- _DATA SHOWN_:
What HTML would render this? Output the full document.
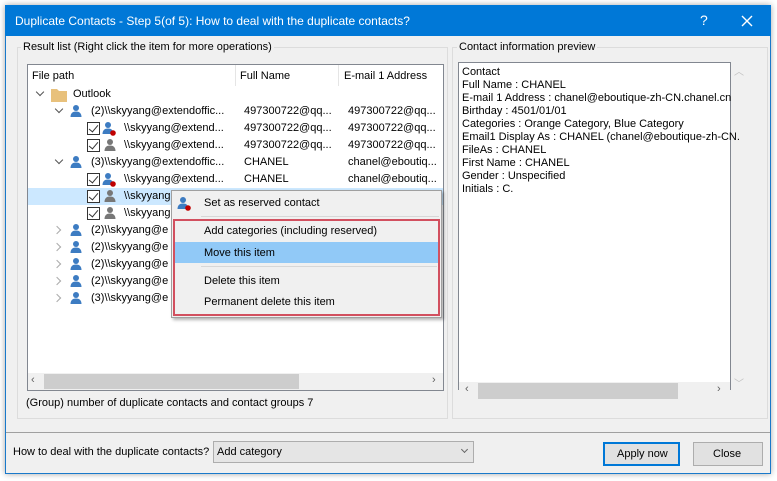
<!DOCTYPE html>
<html><head><meta charset="utf-8"><style>
*{margin:0;padding:0;box-sizing:border-box}
body{width:777px;height:481px;background:#fff;font-family:"Liberation Sans",sans-serif;font-size:11px;color:#000;position:relative;overflow:hidden}
.a{position:absolute;white-space:nowrap}
.win{position:absolute;left:5px;top:5px;width:766px;height:469px;background:#f0f0f0;border:1px solid #1979ca;box-shadow:0 0 6px rgba(0,0,0,.35)}
.title{position:absolute;left:5px;top:5px;width:766px;height:31px;background:#0078d7;color:#fff;font-size:12px}
.grp{position:absolute;border:1px solid #dcdcdc}
.lbl{position:absolute;background:#f0f0f0;padding:0 2px}
.box{position:absolute;background:#fff;border:1px solid #828790}
.chk{position:absolute;width:13px;height:13px;border:1px solid #333;background:#fff}
.chk:after{content:"";position:absolute;left:3px;top:0px;width:4px;height:8px;border:solid #333;border-width:0 1.3px 1.3px 0;transform:rotate(40deg)}
.arr{position:absolute;width:6px;height:6px;border:solid #555;border-width:0 1.3px 1.3px 0}
.dn{transform:rotate(45deg)}
.rt{transform:rotate(-45deg);border-color:#aaa}
</style></head><body>
<div class="win"></div>
<div class="title"><span class="a" style="left:10px;top:9px">Duplicate Contacts - Step 5(of 5): How to deal with the duplicate contacts?</span>
<span class="a" style="left:695px;top:7px;font-size:14px">?</span>
<svg class="a" style="left:736px;top:10px" width="12" height="12"><path d="M1 1L11 11M11 1L1 11" stroke="#fff" stroke-width="1.4"/></svg></div>

<div class="grp" style="left:17px;top:47px;width:431px;height:372px"></div>
<div class="lbl a" style="left:21px;top:41px">Result list (Right click the item for more operations)</div>
<div class="box" style="left:27px;top:64px;width:417px;height:327px"></div>
<div class="a" style="left:28px;top:65px;width:415px;height:21px;background:#fff"></div>
<div class="a" style="left:235px;top:65px;width:1px;height:21px;background:#e5e5e5"></div>
<div class="a" style="left:338px;top:65px;width:1px;height:21px;background:#e5e5e5"></div>
<span class="a" style="left:32px;top:70px">File path</span>
<span class="a" style="left:240px;top:70px">Full Name</span>
<span class="a" style="left:344px;top:70px">E-mail 1 Address</span>
<div class="a" style="left:28px;top:188px;width:415px;height:17px;background:#cce8ff"></div>

<svg class="a" style="left:0;top:0" width="450" height="400">
<defs>
<g id="pb"><circle cx="6" cy="4" r="3" fill="#3d7cc2"/><path d="M0.5 13c0-4 2.5-5.5 5.5-5.5s5.5 1.5 5.5 5.5z" fill="#3d7cc2"/></g>
<g id="pg"><circle cx="6" cy="4" r="3" fill="#777"/><path d="M0.5 13c0-4 2.5-5.5 5.5-5.5s5.5 1.5 5.5 5.5z" fill="#777"/></g>
<g id="pr"><use href="#pb"/><circle cx="11" cy="12" r="2.8" fill="#c00000"/></g>
</defs>
<path d="M51 89h6l2 2h8v11h-16z" fill="#e8c17c"/>
<use href="#pb" x="70" y="104"/>
<use href="#pr" x="102" y="121"/>
<use href="#pg" x="104" y="138"/>
<use href="#pb" x="70" y="155"/>
<use href="#pr" x="102" y="172"/>
<use href="#pg" x="104" y="189"/>
<use href="#pg" x="104" y="206"/>
<use href="#pb" x="70" y="223"/>
<use href="#pb" x="70" y="240"/>
<use href="#pb" x="70" y="257"/>
<use href="#pb" x="70" y="274"/>
<use href="#pb" x="70" y="291"/>
</svg>
<div class="arr dn" style="left:37px;top:89px"></div>
<div class="arr dn" style="left:56px;top:106px"></div>
<div class="arr dn" style="left:56px;top:157px"></div>
<div class="arr rt" style="left:54px;top:227px"></div>
<div class="arr rt" style="left:54px;top:244px"></div>
<div class="arr rt" style="left:54px;top:261px"></div>
<div class="arr rt" style="left:54px;top:278px"></div>
<div class="arr rt" style="left:54px;top:295px"></div>
<div class="chk" style="left:87px;top:122px"></div>
<div class="chk" style="left:87px;top:139px"></div>
<div class="chk" style="left:87px;top:173px"></div>
<div class="chk" style="left:87px;top:190px"></div>
<div class="chk" style="left:87px;top:207px"></div>

<span class="a" style="left:73px;top:88px">Outlook</span>
<span class="a" style="left:91px;top:105px">(2)\\skyyang@extendoffic...</span><span class="a" style="left:244px;top:105px">497300722@qq...</span><span class="a" style="left:348px;top:105px">497300722@qq...</span>
<span class="a" style="left:124px;top:122px">\\skyyang@extend...</span><span class="a" style="left:244px;top:122px">497300722@qq...</span><span class="a" style="left:348px;top:122px">497300722@qq...</span>
<span class="a" style="left:124px;top:139px">\\skyyang@extend...</span><span class="a" style="left:244px;top:139px">497300722@qq...</span><span class="a" style="left:348px;top:139px">497300722@qq...</span>
<span class="a" style="left:91px;top:156px">(3)\\skyyang@extendoffic...</span><span class="a" style="left:244px;top:156px">CHANEL</span><span class="a" style="left:348px;top:156px">chanel@eboutiq...</span>
<span class="a" style="left:124px;top:173px">\\skyyang@extend...</span><span class="a" style="left:244px;top:173px">CHANEL</span><span class="a" style="left:348px;top:173px">chanel@eboutiq...</span>
<span class="a" style="left:124px;top:190px">\\skyyang</span>
<span class="a" style="left:124px;top:207px">\\skyyang</span>
<span class="a" style="left:91px;top:224px">(2)\\skyyang@e</span>
<span class="a" style="left:91px;top:241px">(2)\\skyyang@e</span>
<span class="a" style="left:91px;top:258px">(2)\\skyyang@e</span>
<span class="a" style="left:91px;top:275px">(2)\\skyyang@e</span>
<span class="a" style="left:91px;top:292px">(3)\\skyyang@e</span>

<div class="a" style="left:28px;top:373px;width:415px;height:17px;background:#f0f0f0"></div>
<div class="a" style="left:44px;top:374px;width:255px;height:15px;background:#cdcdcd"></div>
<span class="a" style="left:31px;top:374px;color:#606060">‹</span><span class="a" style="left:432px;top:374px;color:#606060">›</span>
<span class="a" style="left:26px;top:397px">(Group) number of duplicate contacts and contact groups 7</span>

<div class="grp" style="left:452px;top:47px;width:316px;height:372px"></div>
<div class="lbl a" style="left:457px;top:41px">Contact information preview</div>
<div class="box" style="left:458px;top:62px;width:273px;height:328px"></div>
<div class="a" style="left:462px;top:66px;line-height:13px">Contact<br>Full Name : CHANEL<br>E-mail 1 Address : chanel@eboutique-zh-CN.chanel.cn<br>Birthday : 4501/01/01<br>Categories : Orange Category, Blue Category<br>Email1 Display As : CHANEL (chanel@eboutique-zh-CN.<br>FileAs : CHANEL<br>First Name : CHANEL<br>Gender : Unspecified<br>Initials : C.</div>
<span class="a" style="left:734px;top:63px;color:#c0c0c0;font-size:10px">︿</span>
<span class="a" style="left:734px;top:375px;color:#c0c0c0;font-size:10px">﹀</span>
<div class="a" style="left:459px;top:382px;width:271px;height:18px;background:#f0f0f0"></div>
<div class="a" style="left:478px;top:383px;width:200px;height:16px;background:#cdcdcd"></div>
<span class="a" style="left:465px;top:383px;color:#606060">‹</span><span class="a" style="left:717px;top:383px;color:#606060">›</span>

<div class="a" style="left:6px;top:432px;width:764px;height:1px;background:#a0a0a0"></div>
<span class="a" style="left:13px;top:446px">How to deal with the duplicate contacts?</span>
<div class="a" style="left:213px;top:441px;width:261px;height:22px;background:#e5e5e5;border:1px solid #adadad"></div>
<span class="a" style="left:217px;top:446px">Add category</span>
<div class="arr dn" style="left:462px;top:447px;width:5px;height:5px;border-color:#666;border-width:0 1px 1px 0"></div>
<div class="a" style="left:603px;top:442px;width:77px;height:24px;background:#e1e1e1;border:2px solid #0078d7"></div>
<span class="a" style="left:617px;top:448px">Apply now</span>
<div class="a" style="left:693px;top:442px;width:70px;height:24px;background:#e1e1e1;border:1px solid #adadad"></div>
<span class="a" style="left:713px;top:448px">Close</span>

<div class="a" style="left:171px;top:190px;width:271px;height:128px;background:#f0f0f0;border:1px solid #a0a0a0;box-shadow:2px 2px 3px rgba(0,0,0,.3)"></div>
<svg class="a" style="left:177px;top:196px" width="16" height="16"><use href="#pr"/></svg>
<span class="a" style="left:204px;top:197px">Set as reserved contact</span>
<div class="a" style="left:201px;top:216px;width:238px;height:1px;background:#d7d7d7"></div>
<div class="a" style="left:174px;top:242px;width:264px;height:21px;background:#91c9f7"></div>
<div class="a" style="left:173px;top:219px;width:267px;height:97px;border:2px solid #d2505f"></div>
<span class="a" style="left:204px;top:225px">Add categories (including reserved)</span>
<span class="a" style="left:204px;top:247px">Move this item</span>
<div class="a" style="left:201px;top:266px;width:236px;height:1px;background:#d7d7d7"></div>
<span class="a" style="left:204px;top:275px">Delete this item</span>
<span class="a" style="left:204px;top:296px">Permanent delete this item</span>
</body></html>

- _DIRECTIONS_:
Find every line that has "this" in it, then return those lines.

- _EXERCISE ANSWER_:
What HTML would render this? Output the full document.
<span class="a" style="left:204px;top:247px">Move this item</span>
<span class="a" style="left:204px;top:275px">Delete this item</span>
<span class="a" style="left:204px;top:296px">Permanent delete this item</span>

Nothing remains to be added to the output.